• [GIVEN INSTRUCTION] Reproduce word for word the lines from the beginning of the entries to the line with "string; row: number;", both included, but none of the pictures.

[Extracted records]
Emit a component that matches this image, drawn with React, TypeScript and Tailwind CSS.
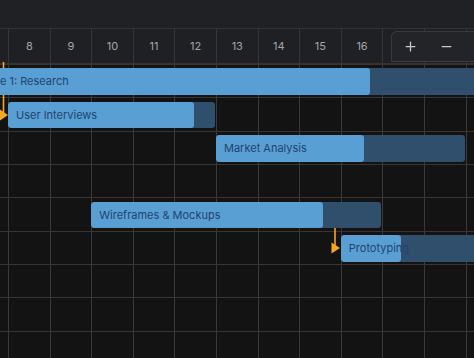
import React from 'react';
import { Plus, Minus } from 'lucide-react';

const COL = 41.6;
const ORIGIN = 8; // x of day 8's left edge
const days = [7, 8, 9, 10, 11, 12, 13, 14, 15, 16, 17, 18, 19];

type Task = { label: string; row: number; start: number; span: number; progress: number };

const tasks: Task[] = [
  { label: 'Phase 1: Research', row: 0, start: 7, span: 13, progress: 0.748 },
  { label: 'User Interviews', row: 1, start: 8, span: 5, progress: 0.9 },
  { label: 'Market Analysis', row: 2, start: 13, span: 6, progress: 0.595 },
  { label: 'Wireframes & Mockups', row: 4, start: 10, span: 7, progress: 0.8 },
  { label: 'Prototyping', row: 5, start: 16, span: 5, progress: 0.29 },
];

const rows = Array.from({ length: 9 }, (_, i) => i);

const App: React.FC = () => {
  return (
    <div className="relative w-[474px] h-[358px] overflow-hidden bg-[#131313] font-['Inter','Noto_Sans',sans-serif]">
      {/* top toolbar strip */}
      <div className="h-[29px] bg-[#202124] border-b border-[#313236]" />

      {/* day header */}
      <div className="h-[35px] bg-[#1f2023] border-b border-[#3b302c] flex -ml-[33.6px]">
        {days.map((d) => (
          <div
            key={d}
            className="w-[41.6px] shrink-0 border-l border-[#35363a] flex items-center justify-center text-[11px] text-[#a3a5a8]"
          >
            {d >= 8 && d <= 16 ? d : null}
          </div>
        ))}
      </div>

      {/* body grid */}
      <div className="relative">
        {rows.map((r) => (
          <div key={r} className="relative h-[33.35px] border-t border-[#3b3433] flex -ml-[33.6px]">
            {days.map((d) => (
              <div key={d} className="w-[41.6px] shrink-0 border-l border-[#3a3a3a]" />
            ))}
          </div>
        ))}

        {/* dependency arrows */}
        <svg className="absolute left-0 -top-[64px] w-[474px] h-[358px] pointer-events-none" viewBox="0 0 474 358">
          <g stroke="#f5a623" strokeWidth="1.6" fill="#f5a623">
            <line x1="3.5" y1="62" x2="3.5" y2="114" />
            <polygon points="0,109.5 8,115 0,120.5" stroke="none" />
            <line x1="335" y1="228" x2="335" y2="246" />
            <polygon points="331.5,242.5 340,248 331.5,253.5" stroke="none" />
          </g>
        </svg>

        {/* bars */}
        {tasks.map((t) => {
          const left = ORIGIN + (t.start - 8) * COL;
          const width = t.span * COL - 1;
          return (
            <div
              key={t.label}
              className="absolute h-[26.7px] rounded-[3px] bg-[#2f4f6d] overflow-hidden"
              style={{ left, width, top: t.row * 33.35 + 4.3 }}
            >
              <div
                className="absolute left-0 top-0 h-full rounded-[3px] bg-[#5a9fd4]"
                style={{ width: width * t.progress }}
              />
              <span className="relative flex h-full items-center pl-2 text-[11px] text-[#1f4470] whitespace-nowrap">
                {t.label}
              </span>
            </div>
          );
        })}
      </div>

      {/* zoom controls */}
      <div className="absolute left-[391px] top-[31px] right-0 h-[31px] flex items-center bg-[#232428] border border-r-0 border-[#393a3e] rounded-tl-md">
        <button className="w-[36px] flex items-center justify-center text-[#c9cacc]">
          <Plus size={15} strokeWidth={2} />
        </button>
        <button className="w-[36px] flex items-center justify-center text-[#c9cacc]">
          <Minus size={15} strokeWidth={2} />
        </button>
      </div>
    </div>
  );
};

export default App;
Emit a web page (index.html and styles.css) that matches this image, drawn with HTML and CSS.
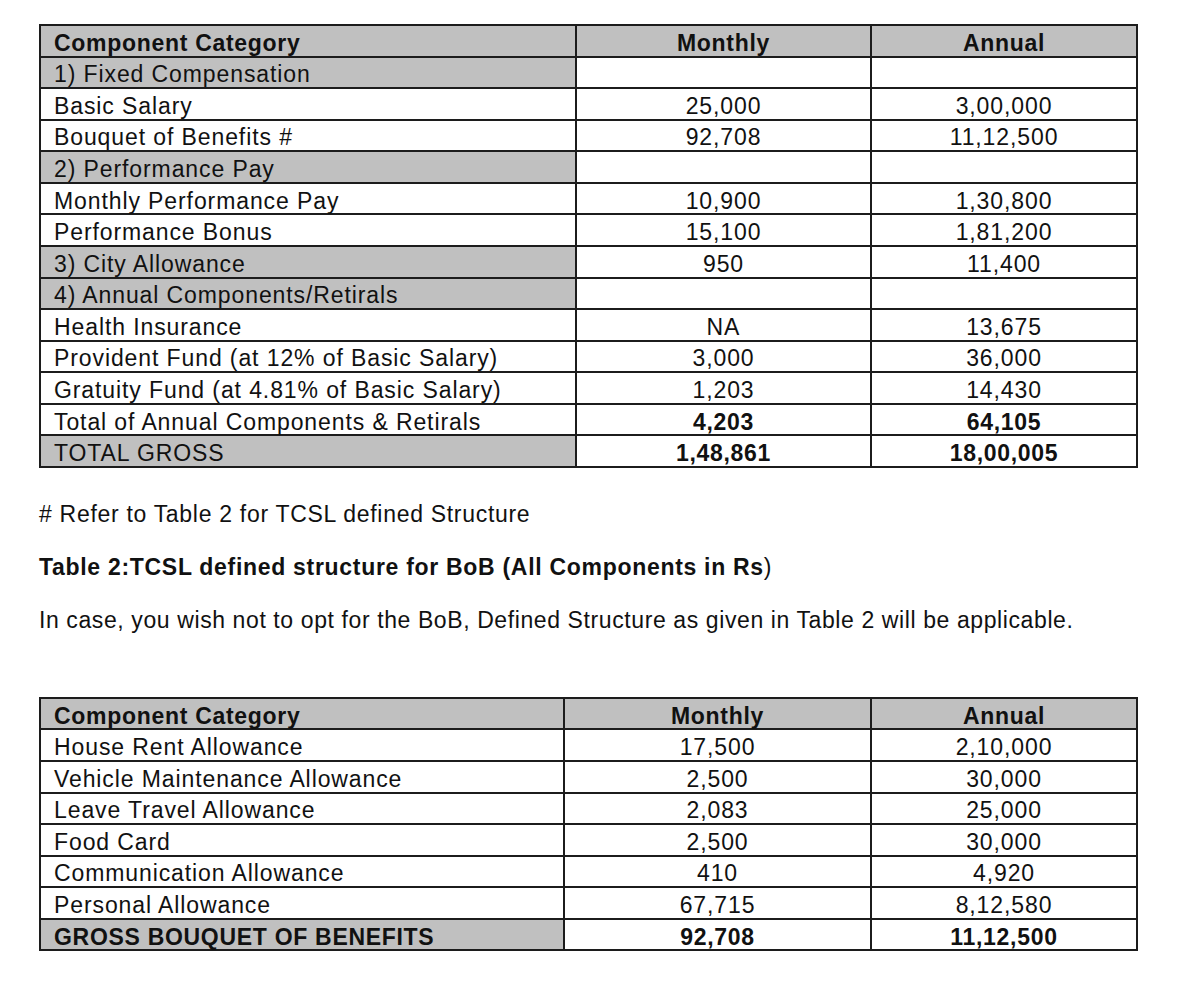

• [CORRECT ANSWER]
Emit a component that matches this image, drawn with React, TypeScript and Tailwind CSS.
import React from 'react';
import { Plus, Minus } from 'lucide-react';

const COL = 41.6;
const ORIGIN = 8; // x of day 8's left edge
const days = [7, 8, 9, 10, 11, 12, 13, 14, 15, 16, 17, 18, 19];

type Task = { label: string; row: number; start: number; span: number; progress: number };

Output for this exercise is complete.